Finlay gave a fascinating account of life at various fronts in that battle as he served initially as a trade union negotiator, and subsequently in a coalition government attempt to come to grips with inflation and wage spiral. At home, he had a young family and was grappling with keeping the show on the road, the kind of challenge that has become increasingly familiar for thousands of young families in recent months.
By 1984, the government was getting a handle on things, but how did they do it?
“Ireland came out of it by social partnership,” he told me on the podcast. “By the government and trade unions and farmers and employers all sitting down together.

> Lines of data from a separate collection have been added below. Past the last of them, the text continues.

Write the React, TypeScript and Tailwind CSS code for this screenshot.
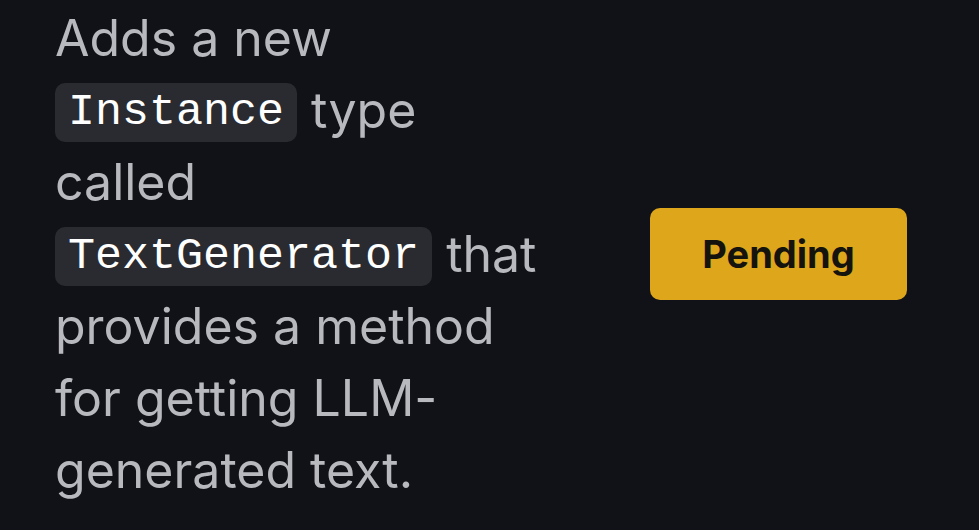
export default function App() {
  const code =
    "rounded-[10px] bg-[#2a2b30] px-[13px] py-[4px] align-[4px] text-[45px] leading-none text-white [font-family:'Liberation_Mono',monospace]";

  return (
    <div className="h-[530px] w-[979px] overflow-hidden bg-[#111217]">
      <div className="flex items-center pl-[55px] pt-[2px]">
        {/* description */}
        <div className="w-[500px] text-[50px] leading-[72px] text-[#b8b9be] [font-family:Inter,sans-serif]">
          Adds a new <span className={code}>Instance</span> type called{" "}
          <span className={code}>TextGenerator</span> that provides a method for getting LLM-generated text.
        </div>

        {/* status */}
        <div className="ml-[95px] flex h-[92px] w-[257px] items-center justify-center rounded-[10px] bg-[#dea61a] text-[38px] font-bold text-[#15130e] [font-family:Inter,sans-serif]">
          Pending
        </div>
      </div>
    </div>
  );
}
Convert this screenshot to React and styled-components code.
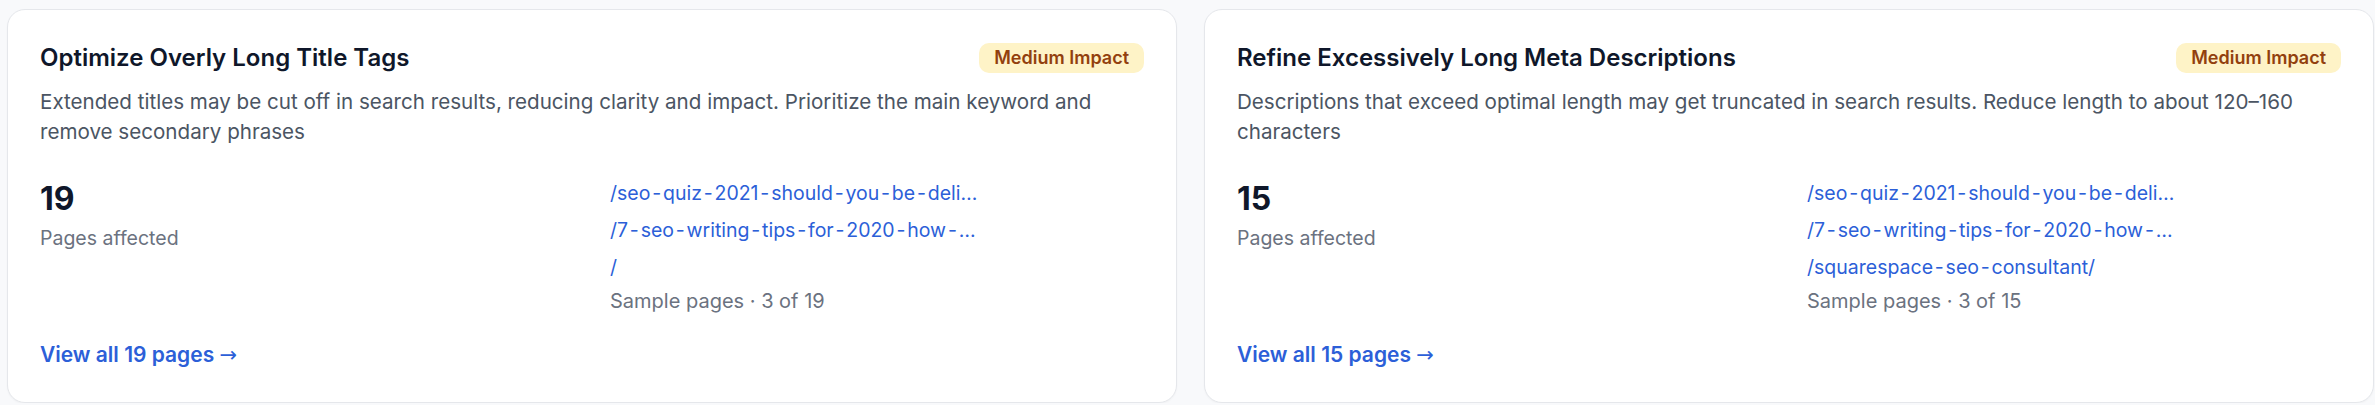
import React from 'react';
import styled, { createGlobalStyle } from 'styled-components';

const GlobalStyle = createGlobalStyle`
    * { box-sizing: border-box; }
    body {
        margin: 0;
        background: #f8f9fb;
        font-family: Inter, "Noto Sans", sans-serif;
        -webkit-font-smoothing: antialiased;
    }
`

const Page = styled.div`
    display: grid;
    grid-template-columns: 1fr 1fr;
    gap: 27px;
    padding: 9px 1px 0 7px;
`

const Card = styled.section`
    display: flex;
    flex-direction: column;
    background: #ffffff;
    border: 1px solid #e5e7eb;
    border-radius: 18px;
    padding: 32px;
    box-shadow: 0 1px 2px rgba(15, 23, 42, 0.03);
`

const Header = styled.div`
    display: flex;
    align-items: center;
    justify-content: space-between;
    gap: 16px;
`

const Title = styled.h3`
    margin: 0;
    font-size: 24px;
    line-height: 32px;
    font-weight: 600;
    color: #0f172a;
`

const Badge = styled.span`
    flex-shrink: 0;
    padding: 3px 15px;
    border-radius: 10px;
    font-size: 18px;
    line-height: 24px;
    font-weight: 600;
    white-space: nowrap;
    background: ${props => props.$bg};
    color: ${props => props.$fg};
`

const Description = styled.p`
    margin: 13px 0 0;
    font-size: 20.6px;
    line-height: 30px;
    color: #4b5563;
`

const Stats = styled.div`
    display: grid;
    grid-template-columns: 1fr 1fr;
    column-gap: 36px;
    margin-top: 33px;
`

const Count = styled.div`
    font-size: 32px;
    line-height: 38px;
    font-weight: 700;
    color: #0f172a;
`

const CountLabel = styled.div`
    margin-top: 6px;
    font-size: 19.5px;
    line-height: 28px;
    color: #6b7280;
`

const SampleColumn = styled.div`
    display: flex;
    flex-direction: column;
`

const SampleList = styled.div`
    display: flex;
    flex-direction: column;
    gap: 10px;
`

const SampleLink = styled.a`
    display: block;
    max-width: 380px;
    font-size: 19.5px;
    line-height: 27px;
    color: #2c5fd8;
    text-decoration: none;
    white-space: nowrap;
    overflow: hidden;
    text-overflow: ellipsis;
`

const Dash = styled.span`
    margin: 0 1.8px;
`

const SampleNote = styled.div`
    margin-top: 6px;
    font-size: 20px;
    line-height: 28px;
    color: #6b7280;
`

const ViewAll = styled.a`
    margin-top: 25px;
    font-size: 21px;
    line-height: 30px;
    font-weight: 600;
    color: #2c5fd8;
    text-decoration: none;
`

const Arrow = styled.span`
    font-family: "DejaVu Sans", "Liberation Sans", sans-serif;
    font-weight: 400;
`

const impactColors = {
    Medium: { bg: '#fef3c7', fg: '#92400e' },
    High: { bg: '#fee2e2', fg: '#991b1b' },
    Low: { bg: '#dcfce7', fg: '#166534' },
}

const issues = [
    {
        title: 'Optimize Overly Long Title Tags',
        impact: 'Medium',
        description: 'Extended titles may be cut off in search results, reducing clarity and impact. Prioritize the main keyword and remove secondary phrases',
        count: 19,
        samples: ['/seo-quiz-2021-should-you-be-deli…', '/7-seo-writing-tips-for-2020-how-…', '/'],
    },
    {
        title: 'Refine Excessively Long Meta Descriptions',
        impact: 'Medium',
        description: 'Descriptions that exceed optimal length may get truncated in search results. Reduce length to about 120–160 characters',
        count: 15,
        samples: ['/seo-quiz-2021-should-you-be-deli…', '/7-seo-writing-tips-for-2020-how-…', '/squarespace-seo-consultant/'],
    },
]

// slugs are shown with roomy hyphens, like in the audit tool
function renderSlug(slug) {
    const parts = slug.split('-');
    return parts.map((part, i) => (
        <React.Fragment key={i}>
            {i > 0 ? <Dash>-</Dash> : null}
            {part}
        </React.Fragment>
    ));
}

function IssueCard({ issue }) {
    const colors = impactColors[issue.impact];
    return (
        <Card>
            <Header>
                <Title>{issue.title}</Title>
                <Badge $bg={colors.bg} $fg={colors.fg}>{issue.impact} Impact</Badge>
            </Header>
            <Description>{issue.description}</Description>
            <Stats>
                <div>
                    <Count>{issue.count}</Count>
                    <CountLabel>Pages affected</CountLabel>
                </div>
                <SampleColumn>
                    <SampleList>
                        {issue.samples.map(slug => (
                            <SampleLink key={slug} href="#">{renderSlug(slug)}</SampleLink>
                        ))}
                    </SampleList>
                    <SampleNote>Sample pages · {issue.samples.length} of {issue.count}</SampleNote>
                </SampleColumn>
            </Stats>
            <ViewAll href="#">View all {issue.count} pages <Arrow>→</Arrow></ViewAll>
        </Card>
    );
}

export default function App() {
    return (
        <>
            <GlobalStyle />
            <Page>
                {issues.map(issue => <IssueCard key={issue.title} issue={issue} />)}
            </Page>
        </>
    );
}
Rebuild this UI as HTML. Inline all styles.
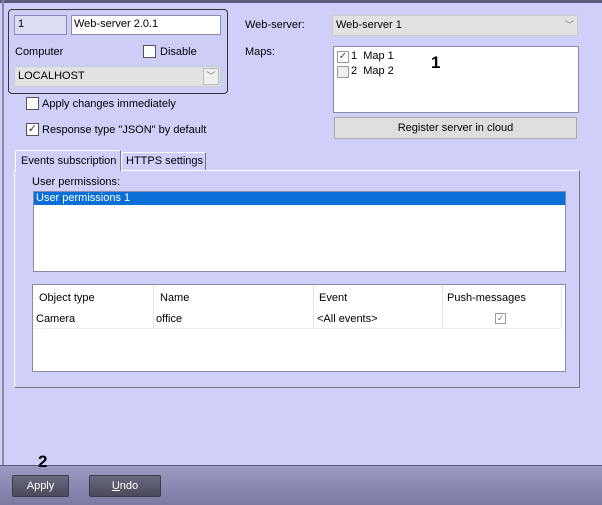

We’re not doing that now and I think there ought to be the beginnings of a more intensive dialogue around the economic needs.”
Hard to argue with that but it remains to be seen whether the willingness is there to get around a table and try to keep an eye on the bigger picture this time around. What has to be avoided is that which befell the country in the clean-up job after the economic collapse in 2008. Then, it was those least able to bear it who took the greatest hit. That cohort has to be shielded as best as possible if any real solidarity is to be affected in this crisis.
Meanwhile, back in the Opera House, Van tore through his back pages as if he was in a mad rush to make it to the end of the gig intact and into the leaba with a cup of cocoa. He didn’t offer any opinions on GAA violence, medical politics or spiralling inflation. His concerns are of a more celestial nature, which is probably just as well as there’s a storm blowing right now out in the real world. Batten down the hatches and let’s hope it won’t be too long till we make it back to the bright side of the road.